Shell (Scott Graham, 2012)

Premier long métrage pour l’Ecossais Scott Graham, qui s’inspire de son court éponyme pour nous livrer une oeuvre pas forcément facile d’accès mais captivante. Shell est une jeune fille de 17 ans vivant dans un coin paumé des Highlands, où elle gère une station-service avec son père. Loin de tout, elle passe de longues journées mornes à attendre que le temps défile, sous la caméra réellement subtile de Scott Graham qui parvient à magnifier ces instants de solitude et à en tirer une ambiance très réussie. Shell repose sur son atmosphère à la fois calme et tendue, la révolte et les sentiments contradictoires étant prêts à exploser chez cette jeune femme en quête d’ailleurs. Shell se cherche et désespère de se trouver dans un environnement trop étriqué pour une jeune femme, et les rares rencontres qu’elles fait ne lui permettent pas de s’épanouir.

Shell est la révélation d’une actrice très talentueuse, l’Ecossaise Chloe Pirrie, qui joue ce rôle difficile avec énormément de talent. Shell est une jeune femme à la fois froide et envoûtante, dont le charme opère sur les hommes qui passent, mais qui ne parvient pas à se détacher de son père. Son attachement devient presque malsain, et Scott Graham montre sans porter de jugement à quel point la solitude et l’absence de communication peuvent mener à des situations bizarres.

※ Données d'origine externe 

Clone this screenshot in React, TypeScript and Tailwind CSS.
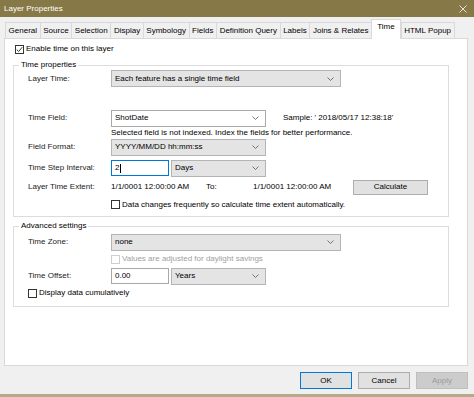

Shell ne fait pas dans le glauque ni le voyeurisme, mais il interroge sur la perte de temps et l’étiolement de la jeunesse lorsqu’elle ne connaît pas la joie et les rires. Shell se morfond de plus en plus dans cette sinistre station-service loin de tout, balayée par le vent glacial des Highlands. Scott Graham filme magnifiquement cette contrée perdue, faisant ressentir la morsure du vent et la solitude qui plane sans discontinuer. Ce film se rapproche dans l’esprit du Guerrière de David Wnendt, offrant une vision épurée de la solitude, les deux réalisateurs partageant une vision qui demande beaucoup d’implication de la part du spectateur, mais qui est riche et complexe.

L’acteur Joseph Mawle, qui joue le père de Shell, est lui aussi excellent, composant un personnage également difficile à jouer. Les fractures de cet homme se révèlent peu à peu, sans qu’il en dise trop, et sa solitude se comprend également. Les rapports délicats entre sa fille et lui sont très complexes, lui ayant besoin d’elle à ses côtés, et elle aspirant inconsciemment à une autre existence mais se sentant redevable.

Film sur la désolidarisation des liens, sur le sentiment d’abandon et sur la beauté paradoxale de la solitude, Shell est une oeuvre à la fois fragile et très belle.